* [Records supplied]:
****************************************
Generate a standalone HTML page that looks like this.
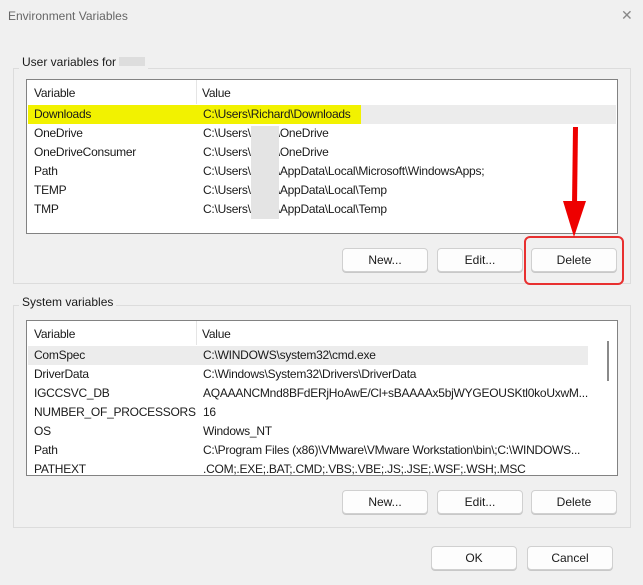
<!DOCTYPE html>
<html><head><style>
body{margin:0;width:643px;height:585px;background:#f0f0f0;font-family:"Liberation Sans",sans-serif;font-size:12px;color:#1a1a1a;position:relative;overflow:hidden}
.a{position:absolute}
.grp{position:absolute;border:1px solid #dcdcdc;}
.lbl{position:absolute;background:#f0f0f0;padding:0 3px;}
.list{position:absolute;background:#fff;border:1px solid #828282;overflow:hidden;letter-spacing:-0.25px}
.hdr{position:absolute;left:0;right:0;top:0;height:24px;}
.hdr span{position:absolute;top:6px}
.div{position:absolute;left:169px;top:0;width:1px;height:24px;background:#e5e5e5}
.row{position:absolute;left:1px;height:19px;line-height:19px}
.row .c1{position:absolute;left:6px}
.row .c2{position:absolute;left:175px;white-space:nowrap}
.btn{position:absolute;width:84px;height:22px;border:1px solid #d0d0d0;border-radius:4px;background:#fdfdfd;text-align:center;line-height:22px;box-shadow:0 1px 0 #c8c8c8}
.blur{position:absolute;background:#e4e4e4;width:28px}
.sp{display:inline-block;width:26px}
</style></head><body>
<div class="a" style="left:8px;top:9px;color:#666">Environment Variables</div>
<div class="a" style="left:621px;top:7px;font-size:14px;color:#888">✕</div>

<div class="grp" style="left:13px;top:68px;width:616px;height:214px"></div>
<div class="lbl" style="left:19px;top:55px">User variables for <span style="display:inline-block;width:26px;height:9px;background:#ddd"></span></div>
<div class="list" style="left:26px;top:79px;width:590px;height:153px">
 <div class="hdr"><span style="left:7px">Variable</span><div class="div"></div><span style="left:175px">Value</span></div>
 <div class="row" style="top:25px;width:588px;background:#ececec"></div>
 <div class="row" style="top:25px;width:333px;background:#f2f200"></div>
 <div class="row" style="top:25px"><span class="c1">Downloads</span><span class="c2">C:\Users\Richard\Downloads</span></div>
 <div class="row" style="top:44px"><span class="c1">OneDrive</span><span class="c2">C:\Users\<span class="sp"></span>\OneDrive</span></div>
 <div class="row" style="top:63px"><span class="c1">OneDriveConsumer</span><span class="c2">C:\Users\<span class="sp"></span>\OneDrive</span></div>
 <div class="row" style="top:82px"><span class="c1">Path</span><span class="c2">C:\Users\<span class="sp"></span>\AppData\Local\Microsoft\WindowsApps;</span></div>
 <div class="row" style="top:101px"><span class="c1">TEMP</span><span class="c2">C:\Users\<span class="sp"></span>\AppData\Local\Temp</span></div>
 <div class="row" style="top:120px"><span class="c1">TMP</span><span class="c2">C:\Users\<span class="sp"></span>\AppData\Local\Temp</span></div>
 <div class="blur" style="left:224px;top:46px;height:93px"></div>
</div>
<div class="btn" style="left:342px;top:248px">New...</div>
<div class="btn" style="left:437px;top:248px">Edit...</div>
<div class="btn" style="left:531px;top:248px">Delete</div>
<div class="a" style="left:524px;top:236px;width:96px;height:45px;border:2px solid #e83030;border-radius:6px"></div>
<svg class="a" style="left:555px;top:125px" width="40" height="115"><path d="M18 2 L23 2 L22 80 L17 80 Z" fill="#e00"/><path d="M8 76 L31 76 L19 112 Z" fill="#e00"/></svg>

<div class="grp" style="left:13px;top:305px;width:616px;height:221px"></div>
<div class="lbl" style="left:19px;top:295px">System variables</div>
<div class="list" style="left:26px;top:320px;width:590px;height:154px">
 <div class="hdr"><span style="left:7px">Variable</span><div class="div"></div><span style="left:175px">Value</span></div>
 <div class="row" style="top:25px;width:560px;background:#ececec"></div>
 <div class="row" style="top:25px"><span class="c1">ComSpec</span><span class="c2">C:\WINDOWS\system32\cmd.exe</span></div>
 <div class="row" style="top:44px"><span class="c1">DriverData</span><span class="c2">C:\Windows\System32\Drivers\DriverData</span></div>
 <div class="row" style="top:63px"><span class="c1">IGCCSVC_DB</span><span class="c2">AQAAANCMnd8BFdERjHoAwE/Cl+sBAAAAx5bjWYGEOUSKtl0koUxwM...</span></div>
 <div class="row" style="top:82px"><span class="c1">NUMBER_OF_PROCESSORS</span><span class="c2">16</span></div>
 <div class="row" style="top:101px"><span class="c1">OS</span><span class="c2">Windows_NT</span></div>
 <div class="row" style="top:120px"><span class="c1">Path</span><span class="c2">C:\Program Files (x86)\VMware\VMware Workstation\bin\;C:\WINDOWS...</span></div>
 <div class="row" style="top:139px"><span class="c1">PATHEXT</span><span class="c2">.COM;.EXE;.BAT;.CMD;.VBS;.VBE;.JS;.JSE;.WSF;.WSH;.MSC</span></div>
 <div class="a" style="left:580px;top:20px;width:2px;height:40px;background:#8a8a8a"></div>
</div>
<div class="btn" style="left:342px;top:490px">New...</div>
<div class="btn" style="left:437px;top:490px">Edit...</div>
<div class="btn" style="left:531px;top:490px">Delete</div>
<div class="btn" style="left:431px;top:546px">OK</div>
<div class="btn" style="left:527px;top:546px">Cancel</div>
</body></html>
****************************************
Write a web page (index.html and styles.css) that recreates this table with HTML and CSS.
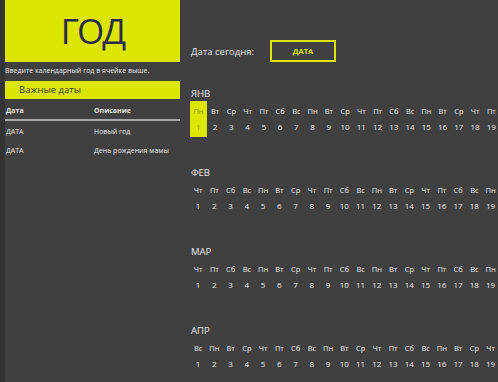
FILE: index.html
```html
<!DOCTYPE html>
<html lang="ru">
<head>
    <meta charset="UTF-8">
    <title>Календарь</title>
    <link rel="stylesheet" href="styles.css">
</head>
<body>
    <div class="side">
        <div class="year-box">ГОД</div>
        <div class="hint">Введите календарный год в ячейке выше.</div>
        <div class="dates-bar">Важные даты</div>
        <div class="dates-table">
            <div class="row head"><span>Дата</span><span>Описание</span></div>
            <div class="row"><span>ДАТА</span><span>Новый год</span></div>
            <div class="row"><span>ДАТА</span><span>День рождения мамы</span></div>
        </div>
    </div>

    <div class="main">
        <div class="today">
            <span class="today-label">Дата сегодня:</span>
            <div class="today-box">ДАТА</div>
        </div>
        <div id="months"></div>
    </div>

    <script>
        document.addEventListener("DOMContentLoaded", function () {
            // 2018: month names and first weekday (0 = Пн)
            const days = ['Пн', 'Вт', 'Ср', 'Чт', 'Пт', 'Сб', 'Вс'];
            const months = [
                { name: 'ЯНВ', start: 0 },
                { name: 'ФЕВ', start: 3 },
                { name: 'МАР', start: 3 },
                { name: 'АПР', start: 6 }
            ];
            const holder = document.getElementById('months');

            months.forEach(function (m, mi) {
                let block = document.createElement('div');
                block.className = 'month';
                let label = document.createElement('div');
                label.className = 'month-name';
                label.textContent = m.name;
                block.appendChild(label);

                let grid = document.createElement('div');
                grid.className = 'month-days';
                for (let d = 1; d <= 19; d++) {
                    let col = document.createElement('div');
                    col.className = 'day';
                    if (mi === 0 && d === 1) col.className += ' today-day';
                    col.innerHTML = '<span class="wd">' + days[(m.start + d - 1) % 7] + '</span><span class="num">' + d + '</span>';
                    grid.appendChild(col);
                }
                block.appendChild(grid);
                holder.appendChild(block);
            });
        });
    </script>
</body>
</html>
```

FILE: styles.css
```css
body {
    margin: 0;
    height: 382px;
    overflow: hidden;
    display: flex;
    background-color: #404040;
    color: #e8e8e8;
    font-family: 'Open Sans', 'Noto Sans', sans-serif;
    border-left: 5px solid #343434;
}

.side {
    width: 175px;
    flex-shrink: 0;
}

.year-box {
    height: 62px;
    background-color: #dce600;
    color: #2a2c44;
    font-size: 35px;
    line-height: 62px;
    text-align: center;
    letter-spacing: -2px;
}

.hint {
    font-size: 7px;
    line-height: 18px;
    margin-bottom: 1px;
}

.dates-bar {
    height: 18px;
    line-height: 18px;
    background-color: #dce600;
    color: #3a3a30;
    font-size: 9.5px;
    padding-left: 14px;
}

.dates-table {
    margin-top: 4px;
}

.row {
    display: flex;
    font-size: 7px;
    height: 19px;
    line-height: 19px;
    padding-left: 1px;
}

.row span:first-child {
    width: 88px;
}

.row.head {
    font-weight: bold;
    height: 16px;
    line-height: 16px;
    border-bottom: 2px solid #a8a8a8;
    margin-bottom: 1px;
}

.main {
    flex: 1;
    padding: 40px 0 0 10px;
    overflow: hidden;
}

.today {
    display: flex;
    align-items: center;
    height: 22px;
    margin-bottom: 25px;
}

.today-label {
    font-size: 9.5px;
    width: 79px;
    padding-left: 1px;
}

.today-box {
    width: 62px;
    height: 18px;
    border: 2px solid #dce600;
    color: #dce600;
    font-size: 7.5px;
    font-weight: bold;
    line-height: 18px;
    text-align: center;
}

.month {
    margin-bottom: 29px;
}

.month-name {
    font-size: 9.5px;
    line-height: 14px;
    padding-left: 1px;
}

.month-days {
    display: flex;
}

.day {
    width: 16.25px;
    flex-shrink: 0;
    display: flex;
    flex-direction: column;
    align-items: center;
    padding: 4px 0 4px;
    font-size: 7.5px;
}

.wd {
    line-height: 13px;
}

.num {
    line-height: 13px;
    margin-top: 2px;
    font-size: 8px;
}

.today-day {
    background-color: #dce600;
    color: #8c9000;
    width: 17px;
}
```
****************************************
* [Exercise directions]: Where a line holds "that", copy it out.

* [Response to the exercise]:
Generate a standalone HTML page that looks like this.
Write a web page (index.html and styles.css) that recreates this table with HTML and CSS.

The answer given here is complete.